Life does not come at us from the outside in, even though that is the way we've always seen it. Once we understand this, we'll see the mistake we've been making all along about the true meaning of strength. Currently, we have a list of things we want to overcome: our past; our failure to acquire what we believe we need; a pressing world that has it in for us. We've identified these challenges as something that comes at us from outside. Naturally enough, our behavior is based on what our mind identifies as the cause of the problem. We keep fighting the exterior challenge as a means of healing ourselves, but we keep getting hurt. A wound that is covered over too soon fails to heal from the inside. In the same way, as we try to fix the psychological wound from the outside, we interfere with the natural healing process, which must be an internal one. Because we don't understand the nature of the wound, we rend it again.
Like all living things, each of us is in the process of unfolding, living, being, from the inside out. The way our minds work, our expectations -- our personalities -- determine the way we experience, interpret, and react to the events we meet. The same event -- let's say, an eclipse of the sun -- can mean entirely different things to different people. That's because for each of them, life is unfolding from the inside out. Thus, a learned astronomer sees the eclipse as an exciting event that can be mined for golden nuggets of new scientific information. An artist sees the event as one of mystery and wonder and makes note of the unusual lighting effects that can be used in future paintings. An uneducated individual living on an isolated South Seas island might see the event as a frightening ordeal, perhaps portending the end of the world!
Many different interpretations of the same event also occur on a less cosmic scale. Rising interest rates mean one thing if you're a banker, and quite another if you are in the market for a new home. Putting on a few pounds means one thing to a woman who is confident about her self-worth, and quite another to a woman who fears that the passing of her youthful beauty means the loss of her real value.
Over time, there come to be formed in our minds and hearts certain incorrect ideas and mistaken beliefs about ourselves and our needs. These conditioned mental and emotional pictures are not who we really are, but they seem so real to us that they become the platform from which we view and interpret the events we meet. When events occur that disagree with or fail to confirm those ideas, we see them as threats. Now our attention moves outward. Instead of understanding that the event only appears threatening because that's the way a self-picture interpreted it, we believe that it is an objective threat -- an enemy. Now we find ourselves in a constant battle to control external circumstances in order to protect the images. Events that are truly neutral in nature are interpreted to be a real threat, and so we go to war. And the whole thing was the result of an erroneous inner reaction, not the external event.

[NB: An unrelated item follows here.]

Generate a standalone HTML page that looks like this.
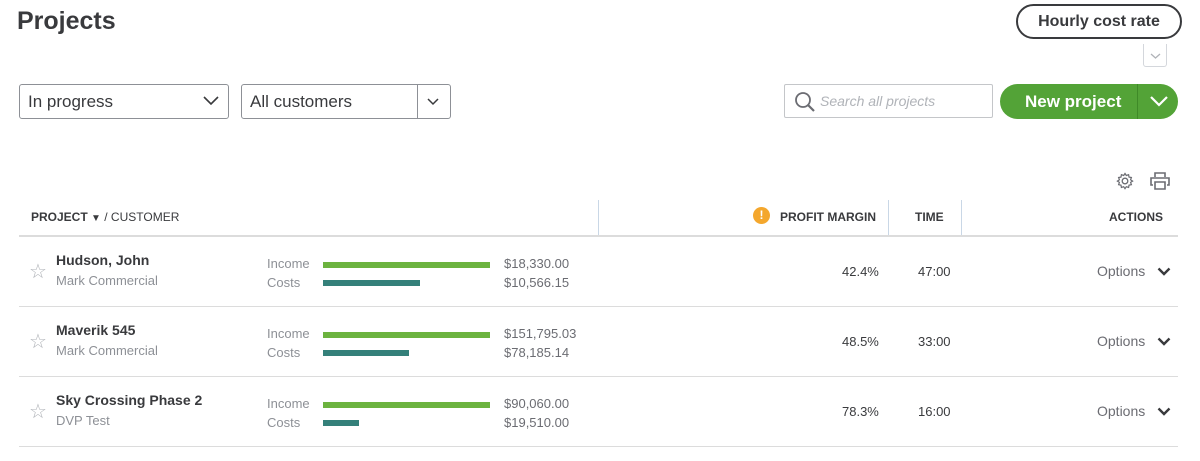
<!DOCTYPE html>
<html><head><style>
*{margin:0;padding:0;box-sizing:border-box}
body{width:1200px;height:461px;background:#fff;font-family:"Liberation Sans",sans-serif;color:#393a3d;position:relative;overflow:hidden}
.a{position:absolute}
h1{position:absolute;left:17px;top:7px;font-size:25px;font-weight:bold;color:#393a3d}
.sel{position:absolute;top:84px;height:35px;border:1px solid #8d9096;border-radius:3px;font-size:17px;padding:7px 8px;color:#393a3d}
.lbl{font-size:13px;color:#8d9096}
.amt{font-size:13px;color:#6b6c72}
.name{font-size:14px;font-weight:bold;color:#393a3d}
.sub{font-size:13px;color:#8d9096}
.hd{font-size:12px;font-weight:bold;color:#393a3d}
.num{font-size:13px;color:#393a3d}
.line{position:absolute;left:19px;width:1159px;height:1px;background:#dcdcdc}
</style></head><body>
<h1>Projects</h1>
<div class="a" style="left:1016px;top:4px;width:166px;height:35px;border:2px solid #393a3d;border-radius:18px;font-size:16px;font-weight:bold;text-align:center;line-height:31px">Hourly cost rate</div>
<div class="a" style="left:1143px;top:44px;width:24px;height:23px;border:1px solid #d4d7dc;border-top:none;border-radius:0 0 3px 3px"><svg width="24" height="22"><path d="M7 10l4.5 4 4.5-4" stroke="#b0b3b8" fill="none" stroke-width="1.3"/></svg></div>
<div class="sel" style="left:19px;width:210px">In progress<svg class="a" style="right:9px;top:11px" width="16" height="10"><path d="M1 1l7 7 7-7" stroke="#393a3d" fill="none" stroke-width="1.6"/></svg></div>
<div class="sel" style="left:241px;width:210px">All customers<div class="a" style="left:175px;top:0;width:1px;height:33px;background:#8d9096"></div><svg class="a" style="right:11px;top:13px" width="12" height="8"><path d="M1 1l5 5 5-5" stroke="#393a3d" fill="none" stroke-width="1.5"/></svg></div>
<div class="a" style="left:784px;top:84px;width:209px;height:34px;border:1px solid #c4c6c9;border-radius:2px"><svg class="a" style="left:9px;top:6px" width="22" height="22"><circle cx="9" cy="9" r="7" stroke="#6b6c72" stroke-width="1.8" fill="none"/><path d="M14 14l6 6" stroke="#6b6c72" stroke-width="2.2"/></svg><span class="a" style="left:35px;top:8px;font-size:14px;font-style:italic;color:#b0b3b8">Search all projects</span></div>
<div class="a" style="left:1000px;top:84px;width:178px;height:35px;background:#53a337;border-radius:18px;color:#fff;font-size:17px;font-weight:bold;line-height:35px;padding-left:25px">New project<div class="a" style="left:137px;top:0;width:1px;height:35px;background:#3f8a28"></div><svg class="a" style="left:150px;top:12px" width="18" height="11"><path d="M1 1l8 8 8-8" stroke="#fff" fill="none" stroke-width="2.2"/></svg></div>
<svg class="a" style="left:1116px;top:172px" width="18" height="18" viewBox="0 0 18 18"><circle cx="9" cy="9" r="2.8" fill="none" stroke="#6b6c72" stroke-width="1.3"/><path d="M9 1.5l1.3 2 2.3-.8.4 2.4 2.4.4-.8 2.3 2 1.3-2 1.3.8 2.3-2.4.4-.4 2.4-2.3-.8-1.3 2-1.3-2-2.3.8-.4-2.4-2.4-.4.8-2.3-2-1.3 2-1.3-.8-2.3 2.4-.4.4-2.4 2.3.8z" fill="none" stroke="#6b6c72" stroke-width="1.2"/></svg>
<svg class="a" style="left:1150px;top:171px" width="20" height="20" viewBox="0 0 20 20"><path d="M5 6V2h10v4M3 14H1V7h18v7h-2M5 11h10v7H5z" fill="none" stroke="#6b6c72" stroke-width="1.6"/></svg>
<div class="a" style="left:598px;top:200px;width:1px;height:36px;background:#c9d7e6"></div>
<div class="a" style="left:888px;top:200px;width:1px;height:36px;background:#c9d7e6"></div>
<div class="a" style="left:961px;top:200px;width:1px;height:36px;background:#c9d7e6"></div>
<div class="a hd" style="left:31px;top:210px">PROJECT <span style="font-size:10px">▼</span> <span style="font-weight:normal">/ CUSTOMER</span></div>
<div class="a" style="left:753px;top:207px;width:17px;height:17px;border-radius:50%;background:#f4a72d;color:#fff;font-size:12px;font-weight:bold;text-align:center;line-height:17px">!</div>
<div class="a hd" style="left:780px;top:210px">PROFIT MARGIN</div>
<div class="a hd" style="left:915px;top:210px">TIME</div>
<div class="a hd" style="left:1109px;top:210px">ACTIONS</div>
<div class="line" style="top:235px;height:2px"></div>

<div class="a" style="left:0;top:236px;width:1200px;height:70px">
<div class="a" style="left:29px;top:23px;color:#b0b3b8;font-size:20px">☆</div>
<div class="a name" style="left:56px;top:16px">Hudson, John</div>
<div class="a sub" style="left:56px;top:37px">Mark Commercial</div>
<div class="a lbl" style="left:267px;top:20px">Income</div><div class="a lbl" style="left:267px;top:39px">Costs</div>
<div class="a" style="left:323px;top:26px;width:167px;height:6px;background:#6cb33f"></div>
<div class="a" style="left:323px;top:44px;width:97px;height:6px;background:#34807a"></div>
<div class="a amt" style="left:504px;top:20px">$18,330.00</div><div class="a amt" style="left:504px;top:39px">$10,566.15</div>
<div class="a num" style="left:842px;top:28px">42.4%</div><div class="a num" style="left:918px;top:28px">47:00</div>
<div class="a" style="left:1097px;top:27px;font-size:14px;color:#6b6c72">Options</div>
<svg class="a" style="left:1157px;top:31px" width="14" height="10"><path d="M1.5 1.5l5.5 5.5 5.5-5.5" stroke="#393a3d" fill="none" stroke-width="2.4"/></svg>
</div>
<div class="line" style="top:306px"></div>
<div class="a" style="left:0;top:306px;width:1200px;height:70px">
<div class="a" style="left:29px;top:23px;color:#b0b3b8;font-size:20px">☆</div>
<div class="a name" style="left:56px;top:16px">Maverik 545</div>
<div class="a sub" style="left:56px;top:37px">Mark Commercial</div>
<div class="a lbl" style="left:267px;top:20px">Income</div><div class="a lbl" style="left:267px;top:39px">Costs</div>
<div class="a" style="left:323px;top:26px;width:167px;height:6px;background:#6cb33f"></div>
<div class="a" style="left:323px;top:44px;width:86px;height:6px;background:#34807a"></div>
<div class="a amt" style="left:504px;top:20px">$151,795.03</div><div class="a amt" style="left:504px;top:39px">$78,185.14</div>
<div class="a num" style="left:842px;top:28px">48.5%</div><div class="a num" style="left:918px;top:28px">33:00</div>
<div class="a" style="left:1097px;top:27px;font-size:14px;color:#6b6c72">Options</div>
<svg class="a" style="left:1157px;top:31px" width="14" height="10"><path d="M1.5 1.5l5.5 5.5 5.5-5.5" stroke="#393a3d" fill="none" stroke-width="2.4"/></svg>
</div>
<div class="line" style="top:376px"></div>
<div class="a" style="left:0;top:376px;width:1200px;height:70px">
<div class="a" style="left:29px;top:23px;color:#b0b3b8;font-size:20px">☆</div>
<div class="a name" style="left:56px;top:16px">Sky Crossing Phase 2</div>
<div class="a sub" style="left:56px;top:37px">DVP Test</div>
<div class="a lbl" style="left:267px;top:20px">Income</div><div class="a lbl" style="left:267px;top:39px">Costs</div>
<div class="a" style="left:323px;top:26px;width:167px;height:6px;background:#6cb33f"></div>
<div class="a" style="left:323px;top:44px;width:36px;height:6px;background:#34807a"></div>
<div class="a amt" style="left:504px;top:20px">$90,060.00</div><div class="a amt" style="left:504px;top:39px">$19,510.00</div>
<div class="a num" style="left:842px;top:28px">78.3%</div><div class="a num" style="left:918px;top:28px">16:00</div>
<div class="a" style="left:1097px;top:27px;font-size:14px;color:#6b6c72">Options</div>
<svg class="a" style="left:1157px;top:31px" width="14" height="10"><path d="M1.5 1.5l5.5 5.5 5.5-5.5" stroke="#393a3d" fill="none" stroke-width="2.4"/></svg>
</div>
<div class="line" style="top:446px"></div>
</body></html>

The fear we feel at the possible exposure of our shaky images is a form of pain. This pain is caused by an undetected inner activity, but we project this disturbance outward and blame the event. Meanwhile, the genuine you, waiting to unfold from within, lies forgotten. Instead of learning from events, we take them as our enemy. Through neglect, the voice of the True You grows fainter until it no longer guides your life, while you go off fighting meaningless battles. The quiet power of your true inner nature is silenced, while the outer life stumbles forward, unable to find the rest in resolution that it seeks.
Have you ever seen a rosebud that failed to bloom properly from within? The outer leaves whither as the inner growth stops. The flower fails to unfold. For many people who enjoy the false excitement of these never-ending life-battles, life is like that thwarted rosebud. It gradually withers from without because it fails to fulfill its true purpose: to unfold into its full flower from within.
However, things can be different for the person who grows tired of fighting wars that have no meaning and that never reach a conclusion. One day your greatest desire will be to watch your life unfold fully according to its own higher plan. You will grow weary with your own idea of strength with its accompanying false excitement. You will gladly sacrifice it so that you may experience a Higher wisdom that will be strong for you. What relief you will feel in coming into the real self-command of realizing you never had to be strong at all in the way you always thought you did.
In a way, it's as though we have built psychological bunkers from which we peer out at the world, wondering from where the next attack will come. Whenever we find ourselves hunkering down in those bunkers, building our defenses and planning our attacks, it would be an excellent time to remember this new view of our lives: that we are actually unfolding from the inside out, regardless of the perception we have that the problems lie in threatening enemies that charge us from outside. This means that instead of putting our attention on what others have done or said, or what the news of the day is, we turn our attention inward. When we see the "attack" coming, we turn our attention around to see that it is only our false view that perceives an attack; and when we see that the "threat" we're about to battle is really just a shadow -- cast off from a false idea we hold about ourselves -- then we meet the event from our True Self; our own awakened nature whose higher understanding realizes that the perceived "attack" upon us has no power of itself. It is only our reaction to it, our belief in the insulted or hurt self it gives rise to, that gives it any power over us. In the past, we accepted the cruel remark of a thoughtless person as being something real, with the power to hurt us. Our wrong thinking created the problem, and therefore could never solve it. It was not separate from the problem. Now, as our new and higher awareness refuses to give our life energy to perpetuating the wrong thinking, the problem must fall away of itself.
To achieve this state, we must first become tired of fighting all these battles and trying to be strong from our own present idea of strength. We can be that rare person who says, "I won't try to be strong anymore. I'll just watch. I'll start to participate in my life in a whole new way." This means working to see that our life is created from the inside out. When our tricked perception sees something as threatening, we are tricked into another battle. When our conscious awareness sees that there are only passing events and does not get involved, there are no battles. The only critical issue is what unfolds inside of us. We cannot change, control, or be stronger than anything our mind says is outside of us. But we can be inwardly awake, conscious of the fact that we don't need to be stronger than what we see because we aren't really separate from what we see. We just need to start seeing more accurately. Then, we will understand that there is another kind of strength altogether -- a Higher strength -- of which we can partake. Resting in that strength means we don't have to try to win anything outside at all.